First Time Home Buyers Edge Higher

By Mike Colpitts
First time home buyers made up more than one out of three home purchases in July to compose the highest number of buyers in months, according to the young couple National Association of Realtors. The slim hike in first time buyers, however, is still below any sort of normal pace on an historic basis.

Firs time buyers accounted for 34% of home purchases, up from 32% in June as first timers took advantage of record low mortgage rates. The fixed 30-year home mortgage bottomed out at an average of 3.49% in late July, the lowest on record, according to the Freddie Mac survey.

First timers reached 50% of home purchases in 2010 when a federal tax credit was offered to home buyers. However, when the credit which was intended to push the housing market into a recovery, was eliminated home prices fell. Since then many first timers have become underwater on their homes with much higher mortgage balances than many other homeowners.

“This segment is critical to a housing recovery because they help existing homeowners sell and make a trade,” said former NAR president Ron Phipps, a Rhode Island broker.

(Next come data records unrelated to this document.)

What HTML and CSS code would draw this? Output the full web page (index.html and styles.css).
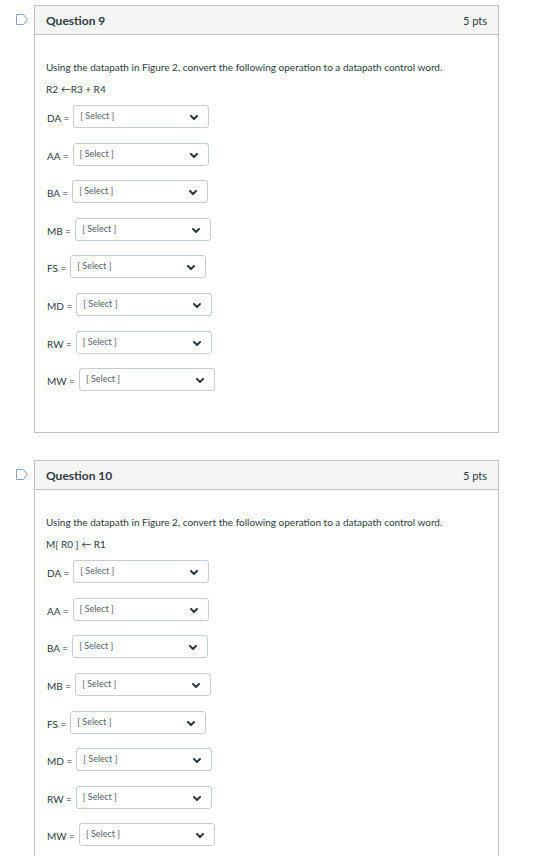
FILE: index.html
```html
<!DOCTYPE html>
<html lang="en">
<head>
<meta charset="utf-8">
<title>Quiz</title>
<link rel="stylesheet" href="styles.css">
</head>
<body>
<div class="page">
  <section class="question">
    <div class="gutter">
      <svg class="flag" viewBox="0 0 12 11" aria-hidden="true"><path d="M0.5 0.5 H7.5 L11.3 5.5 L7.5 10.5 H0.5 Z"/></svg>
    </div>
    <div class="card">
      <header class="card-head"><h2 class="q-title">Question 9</h2><span class="pts">5 pts</span></header>
      <div class="card-body">
        <p class="prompt">Using the datapath in Figure 2, convert the following operation to a datapath control word.</p>
        <p class="op">R2 ←R3 + R4</p>
        <div class="fields">
          <div class="field"><span class="label">DA =</span><div class="select"><span class="sel-text">[ Select ]</span><svg class="chev" viewBox="0 0 8 5"><path d="M1 1 L4 4 L7 1"/></svg></div></div>
          <div class="field"><span class="label">AA =</span><div class="select"><span class="sel-text">[ Select ]</span><svg class="chev" viewBox="0 0 8 5"><path d="M1 1 L4 4 L7 1"/></svg></div></div>
          <div class="field"><span class="label">BA =</span><div class="select"><span class="sel-text">[ Select ]</span><svg class="chev" viewBox="0 0 8 5"><path d="M1 1 L4 4 L7 1"/></svg></div></div>
          <div class="field"><span class="label">MB =</span><div class="select"><span class="sel-text">[ Select ]</span><svg class="chev" viewBox="0 0 8 5"><path d="M1 1 L4 4 L7 1"/></svg></div></div>
          <div class="field"><span class="label">FS =</span><div class="select"><span class="sel-text">[ Select ]</span><svg class="chev" viewBox="0 0 8 5"><path d="M1 1 L4 4 L7 1"/></svg></div></div>
          <div class="field"><span class="label">MD =</span><div class="select"><span class="sel-text">[ Select ]</span><svg class="chev" viewBox="0 0 8 5"><path d="M1 1 L4 4 L7 1"/></svg></div></div>
          <div class="field"><span class="label">RW =</span><div class="select"><span class="sel-text">[ Select ]</span><svg class="chev" viewBox="0 0 8 5"><path d="M1 1 L4 4 L7 1"/></svg></div></div>
          <div class="field"><span class="label">MW =</span><div class="select"><span class="sel-text">[ Select ]</span><svg class="chev" viewBox="0 0 8 5"><path d="M1 1 L4 4 L7 1"/></svg></div></div>
        </div>
      </div>
    </div>
  </section>

  <section class="question">
    <div class="gutter">
      <svg class="flag" viewBox="0 0 12 11" aria-hidden="true"><path d="M0.5 0.5 H7.5 L11.3 5.5 L7.5 10.5 H0.5 Z"/></svg>
    </div>
    <div class="card">
      <header class="card-head"><h2 class="q-title">Question 10</h2><span class="pts">5 pts</span></header>
      <div class="card-body">
        <p class="prompt">Using the datapath in Figure 2, convert the following operation to a datapath control word.</p>
        <p class="op">M[ R0 ] ← R1</p>
        <div class="fields">
          <div class="field"><span class="label">DA =</span><div class="select"><span class="sel-text">[ Select ]</span><svg class="chev" viewBox="0 0 8 5"><path d="M1 1 L4 4 L7 1"/></svg></div></div>
          <div class="field"><span class="label">AA =</span><div class="select"><span class="sel-text">[ Select ]</span><svg class="chev" viewBox="0 0 8 5"><path d="M1 1 L4 4 L7 1"/></svg></div></div>
          <div class="field"><span class="label">BA =</span><div class="select"><span class="sel-text">[ Select ]</span><svg class="chev" viewBox="0 0 8 5"><path d="M1 1 L4 4 L7 1"/></svg></div></div>
          <div class="field"><span class="label">MB =</span><div class="select"><span class="sel-text">[ Select ]</span><svg class="chev" viewBox="0 0 8 5"><path d="M1 1 L4 4 L7 1"/></svg></div></div>
          <div class="field"><span class="label">FS =</span><div class="select"><span class="sel-text">[ Select ]</span><svg class="chev" viewBox="0 0 8 5"><path d="M1 1 L4 4 L7 1"/></svg></div></div>
          <div class="field"><span class="label">MD =</span><div class="select"><span class="sel-text">[ Select ]</span><svg class="chev" viewBox="0 0 8 5"><path d="M1 1 L4 4 L7 1"/></svg></div></div>
          <div class="field"><span class="label">RW =</span><div class="select"><span class="sel-text">[ Select ]</span><svg class="chev" viewBox="0 0 8 5"><path d="M1 1 L4 4 L7 1"/></svg></div></div>
          <div class="field"><span class="label">MW =</span><div class="select"><span class="sel-text">[ Select ]</span><svg class="chev" viewBox="0 0 8 5"><path d="M1 1 L4 4 L7 1"/></svg></div></div>
        </div>
      </div>
    </div>
  </section>
</div>
</body>
</html>
```

FILE: styles.css
```css
html, body {
  margin: 0;
  padding: 0;
  background: #ffffff;
}

body {
  font-family: Lato, "Noto Sans", "DejaVu Sans", sans-serif;
  color: #2d3b45;
}

.page {
  padding-top: 5px;
}

.question {
  display: flex;
  margin-bottom: 27px;
}

.gutter {
  width: 34px;
  flex: none;
}

.flag {
  display: block;
  width: 12px;
  height: 11px;
  margin: 9px 0 0 16px;
}

.flag path {
  fill: none;
  stroke: #8aa5bf;
  stroke-width: 1;
}

.card {
  width: 465px;
  box-sizing: border-box;
  border: 1px solid #c2c2c2;
  background: #ffffff;
}

.card-head {
  height: 29px;
  box-sizing: border-box;
  background: #f5f5f5;
  border-bottom: 1px solid #c2c2c2;
  display: flex;
  align-items: center;
  justify-content: space-between;
  padding: 0 11px;
}

.q-title {
  margin: 0;
  font-size: 12px;
  font-weight: 700;
}

.pts {
  font-size: 11px;
}

.card-body {
  padding: 25px 11px 41px;
}

.prompt,
.op {
  margin: 0;
  font-size: 10px;
  line-height: 14px;
}

.op {
  margin-top: 8px;
}

.fields {
  display: flex;
  flex-direction: column;
  gap: 14.6px;
  margin-top: 9px;
}

.field {
  display: flex;
  align-items: flex-start;
  gap: 4px;
}

.label {
  font-size: 10px;
  line-height: 12px;
  margin-top: 7px;
  padding-left: 1px;
}

.select {
  width: 136px;
  height: 23px;
  box-sizing: border-box;
  border: 1px solid #c7cdd1;
  border-radius: 3px;
  display: flex;
  justify-content: space-between;
  align-items: flex-start;
  padding: 5px 10px 0 6px;
  background: #ffffff;
}

.sel-text {
  font-size: 9px;
  line-height: 10px;
  color: #55626c;
}

.chev {
  width: 8px;
  height: 5px;
  margin-top: 4px;
}

.chev path {
  fill: none;
  stroke: #2d3b45;
  stroke-width: 2;
  stroke-linecap: round;
  stroke-linejoin: round;
}
```
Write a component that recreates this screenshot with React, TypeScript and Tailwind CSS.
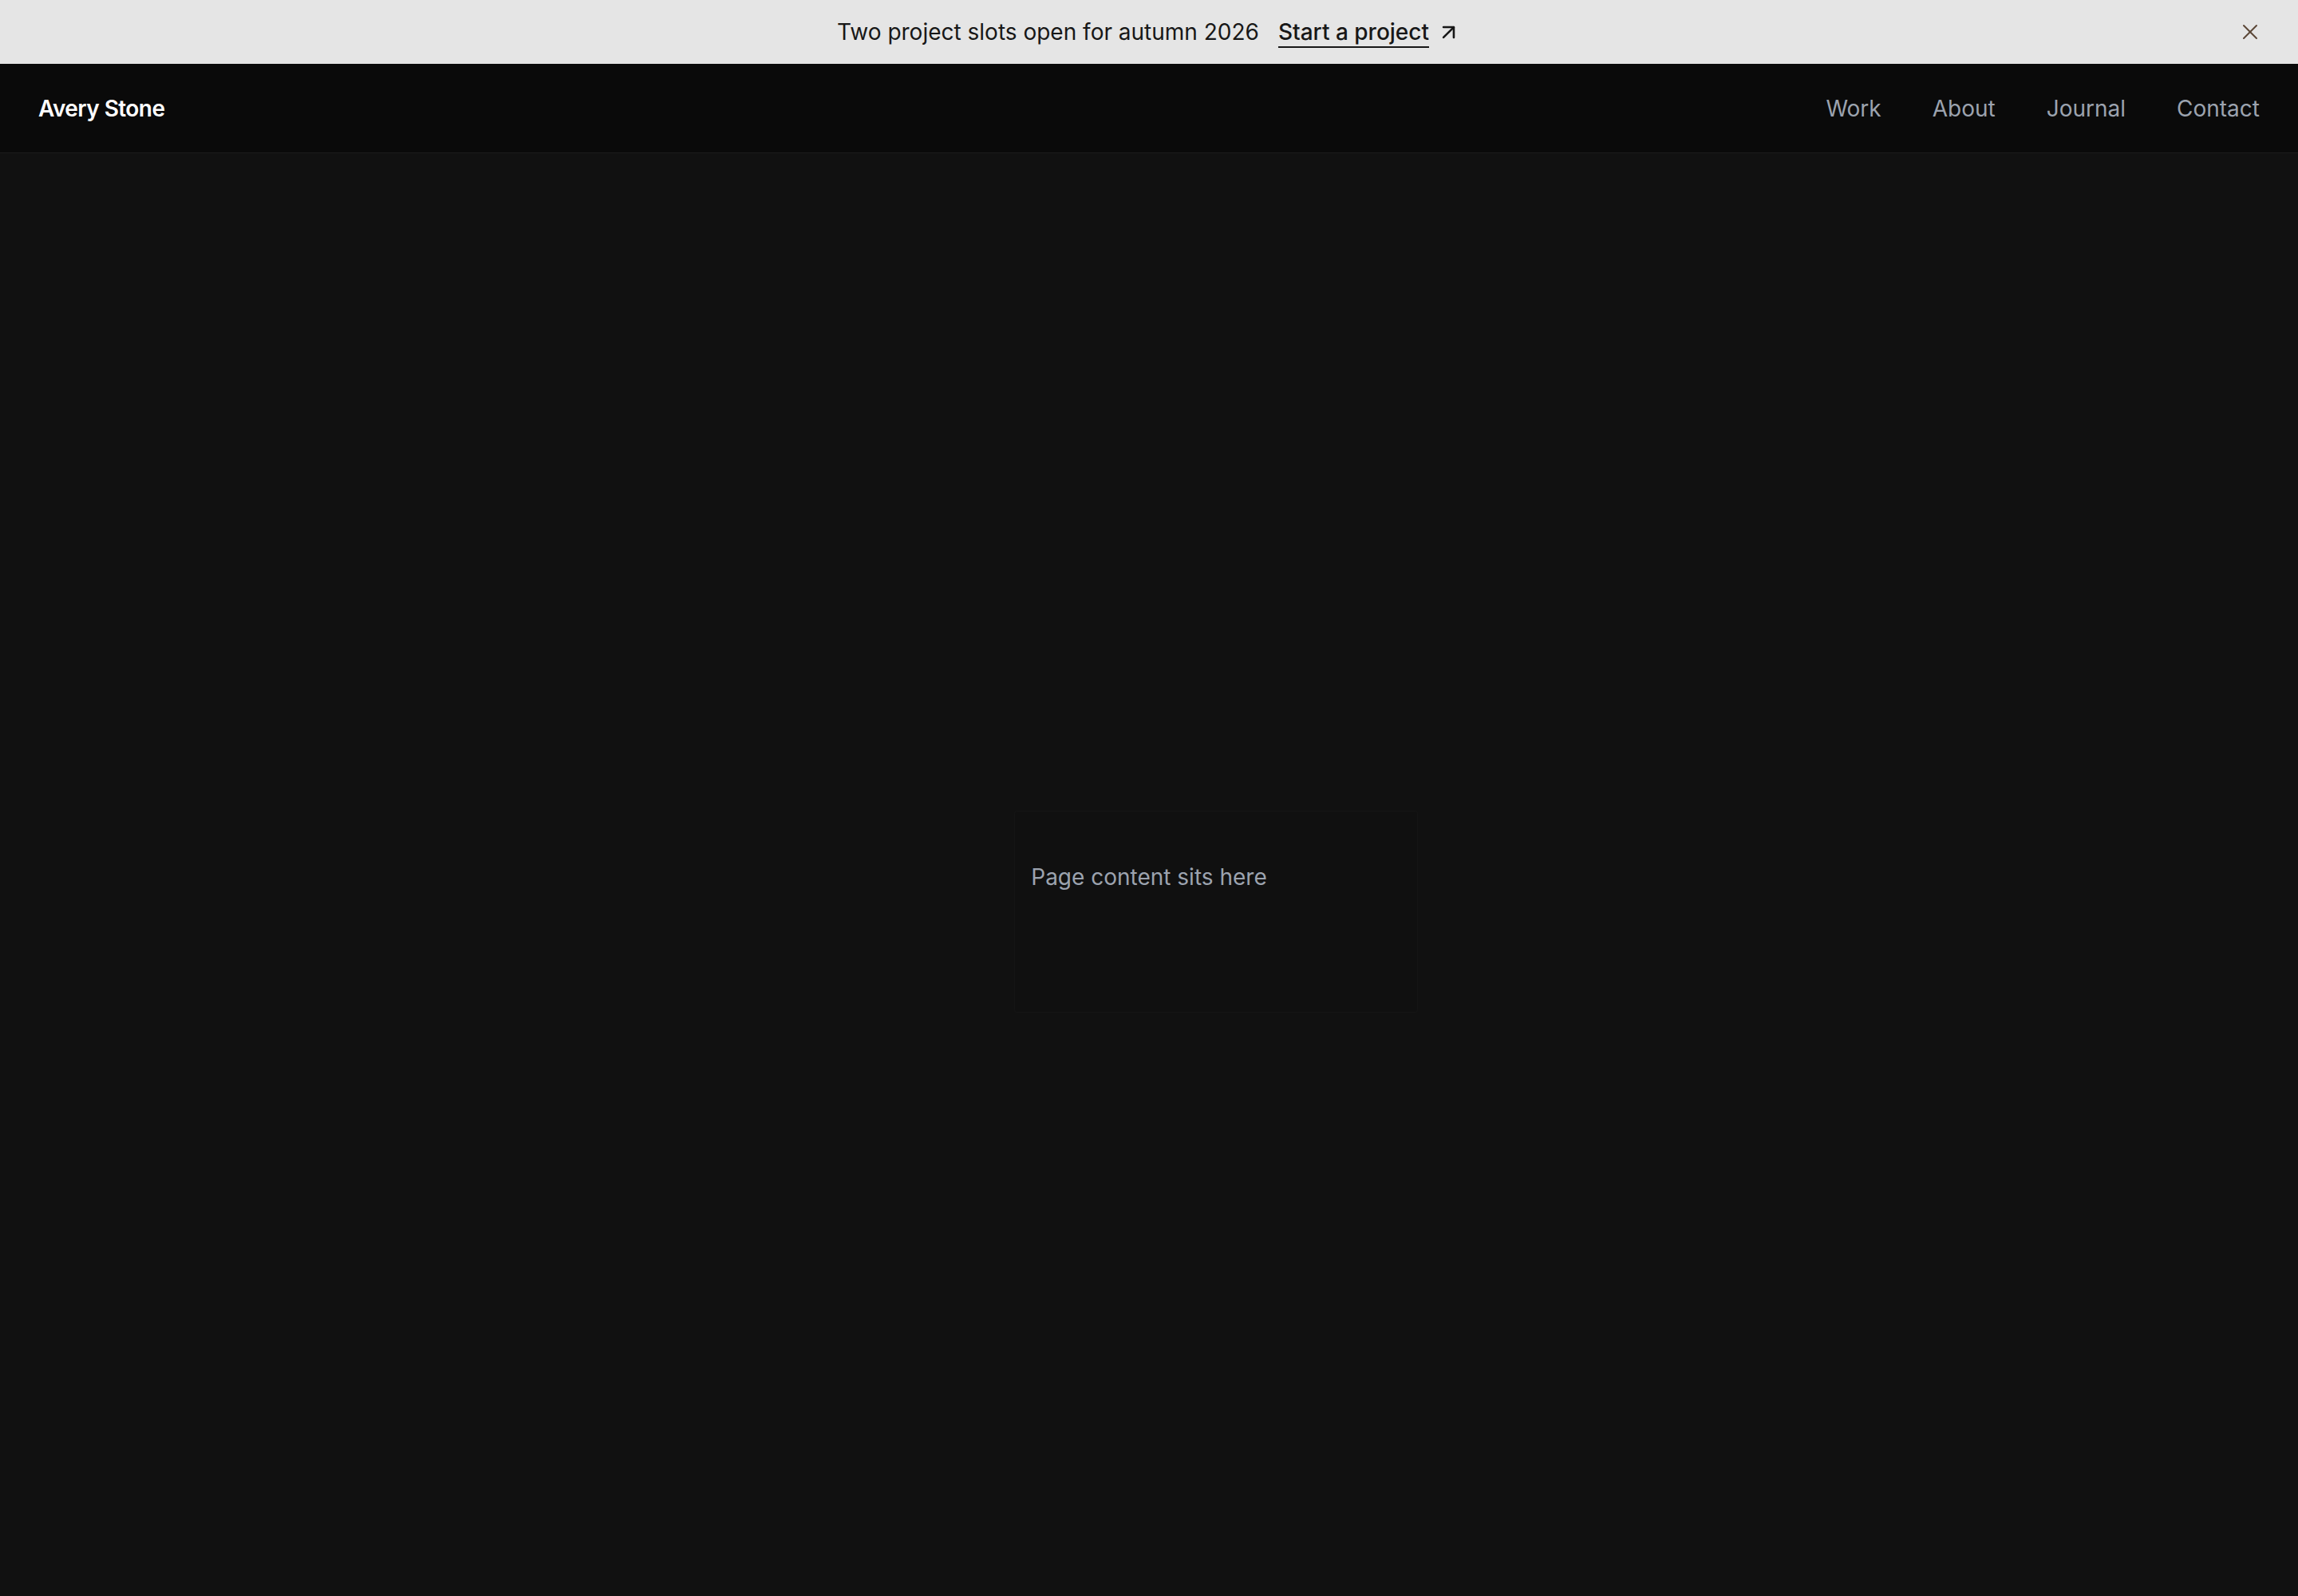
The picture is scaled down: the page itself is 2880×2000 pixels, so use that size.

However, a low inventory of discount priced foreclosures, short sales and lower priced homes is making it difficult for many buyers to find homes. The tight inventory of property listed on the market is making it tough for buyers to take advantage of low mortgage rates. Cash purchases on lower priced homes by investors are also troubling the market in many U.S. cities.

Normal conditions or a balanced market would provide 40% of purchases from first time buyers picking out single family homes, townhouses and condominiums. The sluggish first time sector has been slowed by weak consumer confidence, declining home values in many areas of the nation and doubts about the future health of the overall economy.

The housing market is also constrained by tight lending standards and a smaller supply of homes listed at cheaper prices. High unemployment in the 20-something age range and under-employment also contribute to the limited number of buyers.

An expected supply of foreclosed homes listed at lower prices could aid the market in its recovery in many areas of the country, and drive up the number of additional first time buyers making purchases.